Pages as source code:

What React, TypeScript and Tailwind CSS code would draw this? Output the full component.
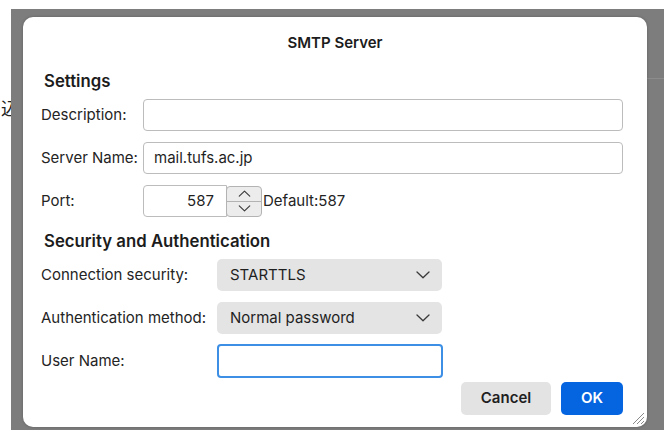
import type { ReactNode } from 'react';

const Chevron = ({ up = false, className = '' }: { up?: boolean; className?: string }) => (
  <svg width="14" height="8" viewBox="0 0 14 8" className={className} fill="none">
    <path
      d={up ? 'M1 7L7 1.2L13 7' : 'M1 1L7 6.8L13 1'}
      stroke="#3a3a3a"
      strokeWidth="1.3"
      strokeLinecap="round"
      strokeLinejoin="round"
    />
  </svg>
);

const Field = ({ label, labelWidth, children }: { label: string; labelWidth: string; children: ReactNode }) => (
  <div className="flex items-center">
    <span className={`${labelWidth} shrink-0 text-[15px] text-[#242424]`}>{label}</span>
    {children}
  </div>
);

const TextBox = ({ value = '' }: { value?: string }) => (
  <div className="flex h-[32px] w-[480px] items-center rounded-[4px] border border-[#bcbcbc] bg-white px-[10px] text-[15px] text-[#1f1f1f]">
    {value}
  </div>
);

const Select = ({ value }: { value: string }) => (
  <div className="flex h-[32px] w-[225px] items-center justify-between rounded-[5px] bg-[#e4e4e4] pl-[13px] pr-[12px] text-[15px] text-[#1f1f1f]">
    <span>{value}</span>
    <Chevron />
  </div>
);

const SectionTitle = ({ children }: { children: ReactNode }) => (
  <div className="ml-[3px] flex h-[26px] items-center text-[16.75px] font-semibold text-[#1c1c1c]">{children}</div>
);

export default function App() {
  return (
    <div className="flex h-[430px] w-[664px] overflow-hidden bg-white font-['Inter','Liberation_Sans',sans-serif]">
      {/* sliver of the window behind the sheet */}
      <div className="flex w-[11px] shrink-0 justify-end overflow-hidden pt-[98px]">
        <span className="-mr-[7px] h-[20px] font-['Noto_Sans_CJK_JP',sans-serif] text-[17px] leading-[20px] text-[#222]">
          込
        </span>
      </div>

      <div className="mt-[9px] flex flex-1 bg-[#7d7d7d] pl-[12px] pt-[8px]">
        <div className="relative flex h-[410px] w-[624px] shrink-0 flex-col rounded-[10px] bg-white px-[18px] shadow-[0_0_3px_rgba(0,0,0,0.25)]">
          <div className="flex h-[52px] items-center justify-center text-[15px] font-semibold text-[#1c1c1c]">
            SMTP Server
          </div>

          <SectionTitle>Settings</SectionTitle>

          <div className="mt-[4px] flex flex-col gap-[11px]">
            <Field label="Description:" labelWidth="w-[102px]">
              <TextBox />
            </Field>
            <Field label="Server Name:" labelWidth="w-[102px]">
              <TextBox value="mail.tufs.ac.jp" />
            </Field>
            <Field label="Port:" labelWidth="w-[102px]">
              <div className="flex h-[32px] w-[84px] items-center justify-end rounded-l-[4px] border border-[#bcbcbc] bg-white pr-[12px] text-[15px] text-[#1f1f1f]">
                587
              </div>
              <div className="-ml-px flex h-[31px] w-[36px] flex-col rounded-[4px] border border-[#b3b3b3] bg-[#ececec]">
                <div className="flex flex-1 items-center justify-center border-b border-[#b3b3b3]">
                  <Chevron up className="h-[7px] w-[13px]" />
                </div>
                <div className="flex flex-1 items-center justify-center">
                  <Chevron className="h-[7px] w-[13px]" />
                </div>
              </div>
              <span className="ml-px text-[15px] text-[#242424]">Default:587</span>
            </Field>
          </div>

          <div className="mt-[12px]">
            <SectionTitle>Security and Authentication</SectionTitle>
          </div>

          <div className="mt-[4px] flex flex-col gap-[11px]">
            <Field label="Connection security:" labelWidth="w-[176px]">
              <Select value="STARTTLS" />
            </Field>
            <Field label="Authentication method:" labelWidth="w-[176px]">
              <Select value="Normal password" />
            </Field>
          </div>

          <div className="mt-[10px]">
            <Field label="User Name:" labelWidth="w-[176px]">
              <div className="h-[34px] w-[226px] rounded-[4px] border-2 border-[#3d8fe6] bg-white" />
            </Field>
          </div>

          <div className="mt-[4px] flex justify-end gap-[10px] pr-[6px]">
            <button className="h-[33px] w-[90px] rounded-[5px] bg-[#e3e3e3] text-[15px] font-semibold text-[#1f1f1f]">
              Cancel
            </button>
            <button className="h-[33px] w-[62px] rounded-[5px] bg-[#0564e0] text-[15px] font-semibold text-white">
              OK
            </button>
          </div>

          {/* resize grip */}
          <svg className="absolute bottom-[2px] right-[2px]" width="15" height="15" viewBox="0 0 15 15">
            <path d="M14 3L3 14M14 7L7 14M14 11L11 14" stroke="#8a8a8a" strokeWidth="1" />
          </svg>
        </div>

        {/* edge of the window behind, on the right */}
        <div className="flex-1 pt-[61px]">
          <div className="h-px bg-[#8c8c8c]" />
        </div>
      </div>
    </div>
  );
}
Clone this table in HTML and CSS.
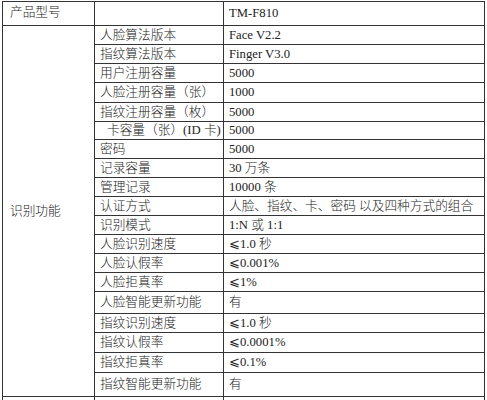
FILE: index.html
```html
<!DOCTYPE html>
<html>
<head>
<meta charset="utf-8">
<link rel="stylesheet" href="styles.css">
</head>
<body>
<table class="spec">
  <colgroup><col class="c1"><col class="c2"><col class="c3"></colgroup>
  <tr class="h24"><td class="lead top">产品型号</td><td></td><td>TM-F810</td></tr>
  <tr class="h19"><td class="lead" rowspan="19">识别功能</td><td>人脸算法版本</td><td>Face V2.2</td></tr>
  <tr class="h19"><td>指纹算法版本</td><td>Finger V3.0</td></tr>
  <tr class="h19"><td>用户注册容量</td><td>5000</td></tr>
  <tr class="h20"><td>人脸注册容量（张）</td><td>1000</td></tr>
  <tr class="h19"><td>指纹注册容量（枚）</td><td>5000</td></tr>
  <tr class="h18"><td class="indent">卡容量（张）(ID 卡)</td><td>5000</td></tr>
  <tr class="h19"><td>密码</td><td>5000</td></tr>
  <tr class="h19"><td>记录容量</td><td>30 万条</td></tr>
  <tr class="h19"><td>管理记录</td><td>10000 条</td></tr>
  <tr class="h19"><td>认证方式</td><td>人脸、指纹、卡、密码 以及四种方式的组合</td></tr>
  <tr class="h19"><td>识别模式</td><td>1:N 或 1:1</td></tr>
  <tr class="h19"><td>人脸识别速度</td><td>⩽1.0 秒</td></tr>
  <tr class="h19"><td>人脸认假率</td><td>⩽0.001%</td></tr>
  <tr class="h19"><td>人脸拒真率</td><td>⩽1%</td></tr>
  <tr class="h22"><td>人脸智能更新功能</td><td>有</td></tr>
  <tr class="h19"><td>指纹识别速度</td><td>⩽1.0 秒</td></tr>
  <tr class="h20"><td>指纹认假率</td><td>⩽0.0001%</td></tr>
  <tr class="h20"><td>指纹拒真率</td><td>⩽0.1%</td></tr>
  <tr class="h24"><td>指纹智能更新功能</td><td>有</td></tr>
  <tr class="h22"><td class="lead"></td><td>通信方式</td><td>TCP/IP 通讯接口</td></tr>
</table>
</body>
</html>
```

FILE: styles.css
```css
html, body {
  margin: 0;
  padding: 0;
  background: #ffffff;
}

body {
  padding: 1px 0 0 2px;
  font-family: "Liberation Serif", "Noto Sans CJK SC", serif;
  font-size: 12.7px;
  font-weight: 300;
  color: #222;
}

.spec {
  border-collapse: collapse;
  table-layout: fixed;
  width: 482px;
  border: 1px solid #666;
}

.c1 { width: 92px; }
.c2 { width: 129px; }
.c3 { width: 261px; }

.spec td {
  border: 1px solid #333;
  padding: 0 4px 0 5px;
  line-height: 15px;
  white-space: nowrap;
  overflow: hidden;
  vertical-align: middle;
}

.spec td.lead {
  padding-left: 7px;
}

.spec td.top {
  vertical-align: top;
  padding-top: 3px;
}

.spec td.indent {
  padding-left: 12px;
}

.h18 { height: 18px; }
.h19 { height: 19px; }
.h20 { height: 20px; }
.h22 { height: 22px; }
.h24 { height: 24px; }
```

◆ Task brief: Using the entries above, find all lines with "this". Copy them.

◆ Exercise solution:
What React, TypeScript and Tailwind CSS code would draw this? Output the full component.
Clone this table in HTML and CSS.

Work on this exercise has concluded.